Wszystkie imprezy rozkręca na zmianę z Zenkiem
Na moim był i wszyscy się świetnie bawili, a przy disco polo (które usiłował wcisnąć wodzirej) schodzili z parkietu ze wstydem.... po godzinie załapał i korzystał tylko z naszego nośnika... ale cóż... jak umysł ograniczony, to nie ogarnia...
Ograniczony umysł nie ogarnął, żeby sobie na własne wesele wybrać "wodzireja" w swoim klimacie?
Nie miało być wodzireja, ale sprzęt...a wodzirej nie ogarniał, że nie musi nic robić... poza tym wynajęliśmy go tydzień przed ślubem... ale po godzinie skumał i zabawa była przednia... poza jednym volare zero disco italiano ani polo... dla osób które myślą że nie można, to można! Disco polo nie jest must have na weselach!
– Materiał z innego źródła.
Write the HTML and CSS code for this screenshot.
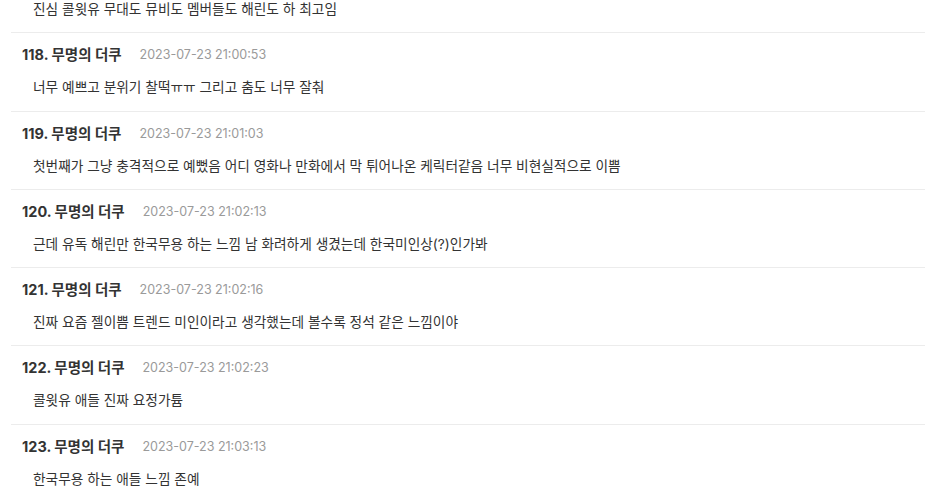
FILE: index.html
```html
<!DOCTYPE html>
<html lang="ko">
<head>
    <meta charset="UTF-8">
    <meta name="viewport" content="width=device-width, initial-scale=1.0">
    <title>댓글</title>
    <link rel="stylesheet" href="styles.css">
</head>
<body>
    <div class="comments">
        <div class="comment cut">
            <p class="text">진심 콜윗유 무대도 뮤비도 멤버들도 해린도 하 최고임</p>
        </div>
        <div class="comment">
            <div class="meta"><span class="name">118. 무명의 더쿠</span><span class="date">2023-07-23 21:00:53</span></div>
            <p class="text">너무 예쁘고 분위기 찰떡ㅠㅠ 그리고 춤도 너무 잘춰</p>
        </div>
        <div class="comment">
            <div class="meta"><span class="name">119. 무명의 더쿠</span><span class="date">2023-07-23 21:01:03</span></div>
            <p class="text">첫번째가 그냥 충격적으로 예뻤음 어디 영화나 만화에서 막 튀어나온 케릭터같음 너무 비현실적으로 이쁨</p>
        </div>
        <div class="comment">
            <div class="meta"><span class="name">120. 무명의 더쿠</span><span class="date">2023-07-23 21:02:13</span></div>
            <p class="text">근데 유독 해린만 한국무용 하는 느낌 남 화려하게 생겼는데 한국미인상(?)인가봐</p>
        </div>
        <div class="comment">
            <div class="meta"><span class="name">121. 무명의 더쿠</span><span class="date">2023-07-23 21:02:16</span></div>
            <p class="text">진짜 요즘 젤이쁨 트렌드 미인이라고 생각했는데 볼수록 정석 같은 느낌이야</p>
        </div>
        <div class="comment">
            <div class="meta"><span class="name">122. 무명의 더쿠</span><span class="date">2023-07-23 21:02:23</span></div>
            <p class="text">콜윗유 애들 진짜 요정가튬</p>
        </div>
        <div class="comment">
            <div class="meta"><span class="name">123. 무명의 더쿠</span><span class="date">2023-07-23 21:03:13</span></div>
            <p class="text">한국무용 하는 애들 느낌 존예</p>
        </div>
    </div>
</body>
</html>
```

FILE: styles.css
```css
body {
    margin: 0;
    background: #fff;
    font-family: Inter, "Noto Sans CJK KR", sans-serif;
    overflow: hidden;
}
.comments {
    padding-left: 11px;
}
.comment {
    border-top: 1px solid #ececec;
    padding: 12px 0 13.25px 11px;
}
.comment.cut {
    border-top: none;
    padding-top: 0;
    margin-top: -1px;
}
.meta {
    height: 20px;
    line-height: 20px;
    display: flex;
    align-items: center;
}
.name {
    font-size: 14.5px;
    font-weight: bold;
    color: #333;
}
.date {
    margin-left: 18px;
    font-size: 12.5px;
    color: #9a9a9a;
}
.text {
    margin: 12px 0 0 11px;
    font-size: 13.7px;
    line-height: 20px;
    color: #333;
}
.cut .text {
    margin-top: 0;
}
```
A nawet babcie świetnie bawią się do kawałka "mój jest kawałek podłogi" i tańczą wolne kawałki z dziadkami do "behind blu eye"... a tylko ciasny umysł podlaski nie jest w stanie sobie tego wyobrazić...
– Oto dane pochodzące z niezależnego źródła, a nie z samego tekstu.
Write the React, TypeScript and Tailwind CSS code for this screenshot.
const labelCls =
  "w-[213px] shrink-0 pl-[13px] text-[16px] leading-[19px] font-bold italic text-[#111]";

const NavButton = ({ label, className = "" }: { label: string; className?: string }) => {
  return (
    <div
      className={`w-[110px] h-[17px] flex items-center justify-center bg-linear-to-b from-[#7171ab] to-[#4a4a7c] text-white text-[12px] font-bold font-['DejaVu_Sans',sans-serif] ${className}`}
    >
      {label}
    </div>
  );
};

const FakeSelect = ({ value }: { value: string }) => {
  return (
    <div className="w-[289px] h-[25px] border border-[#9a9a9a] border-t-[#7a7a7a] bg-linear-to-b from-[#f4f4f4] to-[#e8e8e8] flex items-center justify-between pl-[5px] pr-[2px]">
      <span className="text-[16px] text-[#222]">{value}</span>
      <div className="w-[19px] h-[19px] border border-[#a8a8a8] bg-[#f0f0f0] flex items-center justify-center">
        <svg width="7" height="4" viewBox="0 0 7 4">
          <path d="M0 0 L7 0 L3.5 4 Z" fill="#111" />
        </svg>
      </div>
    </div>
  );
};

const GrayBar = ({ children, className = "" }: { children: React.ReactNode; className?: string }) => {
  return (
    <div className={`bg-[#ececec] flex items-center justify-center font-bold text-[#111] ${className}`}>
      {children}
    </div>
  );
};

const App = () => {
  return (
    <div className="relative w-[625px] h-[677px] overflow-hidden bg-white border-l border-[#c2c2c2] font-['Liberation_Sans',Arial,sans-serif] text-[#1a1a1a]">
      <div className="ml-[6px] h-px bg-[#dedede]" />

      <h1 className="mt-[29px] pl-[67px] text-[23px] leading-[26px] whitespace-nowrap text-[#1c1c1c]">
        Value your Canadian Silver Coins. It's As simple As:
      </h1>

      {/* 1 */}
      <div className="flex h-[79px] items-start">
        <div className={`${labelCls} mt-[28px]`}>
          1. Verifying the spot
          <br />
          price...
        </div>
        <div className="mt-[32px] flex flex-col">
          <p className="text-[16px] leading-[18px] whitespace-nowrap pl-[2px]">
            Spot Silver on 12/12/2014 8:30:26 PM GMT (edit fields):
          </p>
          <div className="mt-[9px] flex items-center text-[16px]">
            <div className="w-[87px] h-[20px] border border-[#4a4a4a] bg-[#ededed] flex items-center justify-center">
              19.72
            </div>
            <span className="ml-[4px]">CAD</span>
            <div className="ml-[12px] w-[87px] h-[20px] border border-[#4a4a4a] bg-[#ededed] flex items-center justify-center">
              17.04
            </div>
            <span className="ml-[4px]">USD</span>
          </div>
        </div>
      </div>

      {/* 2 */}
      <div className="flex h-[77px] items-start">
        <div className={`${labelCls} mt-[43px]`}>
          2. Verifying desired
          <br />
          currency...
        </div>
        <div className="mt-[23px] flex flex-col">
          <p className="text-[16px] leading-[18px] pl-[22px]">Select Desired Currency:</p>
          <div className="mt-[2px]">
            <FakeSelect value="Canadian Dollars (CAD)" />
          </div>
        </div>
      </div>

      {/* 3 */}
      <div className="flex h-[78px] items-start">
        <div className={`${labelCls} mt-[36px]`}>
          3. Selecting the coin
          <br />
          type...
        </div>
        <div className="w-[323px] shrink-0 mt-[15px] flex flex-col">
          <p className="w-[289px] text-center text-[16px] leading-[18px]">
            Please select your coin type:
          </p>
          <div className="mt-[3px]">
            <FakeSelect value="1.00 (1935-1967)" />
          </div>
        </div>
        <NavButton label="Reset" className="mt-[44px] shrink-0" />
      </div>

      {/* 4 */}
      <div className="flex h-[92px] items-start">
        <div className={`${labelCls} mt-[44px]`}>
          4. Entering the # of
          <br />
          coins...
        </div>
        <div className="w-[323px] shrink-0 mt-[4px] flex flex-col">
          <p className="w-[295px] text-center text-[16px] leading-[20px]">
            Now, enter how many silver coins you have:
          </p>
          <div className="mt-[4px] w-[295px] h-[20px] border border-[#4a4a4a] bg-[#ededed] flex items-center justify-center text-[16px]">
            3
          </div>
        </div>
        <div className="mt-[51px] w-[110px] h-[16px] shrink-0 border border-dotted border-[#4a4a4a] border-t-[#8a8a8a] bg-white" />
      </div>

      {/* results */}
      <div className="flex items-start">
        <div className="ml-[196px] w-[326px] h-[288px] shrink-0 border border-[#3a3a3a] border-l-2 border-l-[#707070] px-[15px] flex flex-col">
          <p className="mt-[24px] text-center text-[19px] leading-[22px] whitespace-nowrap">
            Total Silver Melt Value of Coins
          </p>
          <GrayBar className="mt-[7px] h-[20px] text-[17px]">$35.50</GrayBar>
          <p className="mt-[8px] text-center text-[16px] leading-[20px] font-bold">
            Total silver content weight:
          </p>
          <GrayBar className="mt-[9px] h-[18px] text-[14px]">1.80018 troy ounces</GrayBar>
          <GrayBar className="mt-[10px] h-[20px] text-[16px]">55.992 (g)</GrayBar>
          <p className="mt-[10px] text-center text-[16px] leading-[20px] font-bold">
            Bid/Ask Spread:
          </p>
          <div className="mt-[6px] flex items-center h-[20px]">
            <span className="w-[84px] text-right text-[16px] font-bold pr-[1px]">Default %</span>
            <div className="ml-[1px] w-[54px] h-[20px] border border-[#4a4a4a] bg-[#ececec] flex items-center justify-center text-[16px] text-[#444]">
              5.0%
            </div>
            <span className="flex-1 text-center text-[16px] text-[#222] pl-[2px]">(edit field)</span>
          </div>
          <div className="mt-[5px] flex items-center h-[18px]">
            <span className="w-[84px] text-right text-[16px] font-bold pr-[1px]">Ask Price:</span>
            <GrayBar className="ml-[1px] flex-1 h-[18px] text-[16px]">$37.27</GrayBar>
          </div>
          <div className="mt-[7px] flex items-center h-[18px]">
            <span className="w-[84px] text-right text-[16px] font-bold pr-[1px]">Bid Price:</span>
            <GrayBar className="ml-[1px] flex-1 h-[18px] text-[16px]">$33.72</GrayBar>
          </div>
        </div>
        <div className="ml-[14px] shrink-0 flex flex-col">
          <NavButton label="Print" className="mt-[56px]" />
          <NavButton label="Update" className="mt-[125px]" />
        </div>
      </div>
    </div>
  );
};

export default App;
Wodzirej przez godzinę forsował disco polo przez co ludzie schodzili z parkietu ze wstydem ale tak właściwie to puścił tylko raz Volare. To musiała być jakaś polska i wydłużona wersja tej piosenki jak mniemam.
Volare tak bardzo disco polo. Nie mam bladego pojęcia jak wygląda wesele według Ciebie, bo przecież każde wygląda tak samo i tak jak Ty widzisz, prawda?
Volare jest piosenką disco, która we Włoszech jest synonimem wiejskiej, muzyki i obciachu... czyli tak jak disco polo w Polsce. Każde wesele ma cechy wspólne związane z tradycją i pierwsza godzina nie polega tylko i wyłącznie na włączeniu muzyki... ale ty widocznie pierwsze co robiłaś to... bania u Cygana do rana...
To Ty pisałaś, że wodzirej puszczał disco polo. W Ameryce Północnej za obciachowe i wiejskie uznaje się country co nie znaczy, że country to disco polo. Teraz nie dość, że wiesz kim i jaka jestem to jeszcze wiesz co robię, niezły dar masz.
Mówię o Ameryce Północnej, nie USA (Alaska, którą wyodrębniłaś jest jednym ze stanów USA moja droga). Wyobraź sobie, że w każdym z tych krajów country przez większość uważane jest za kicz.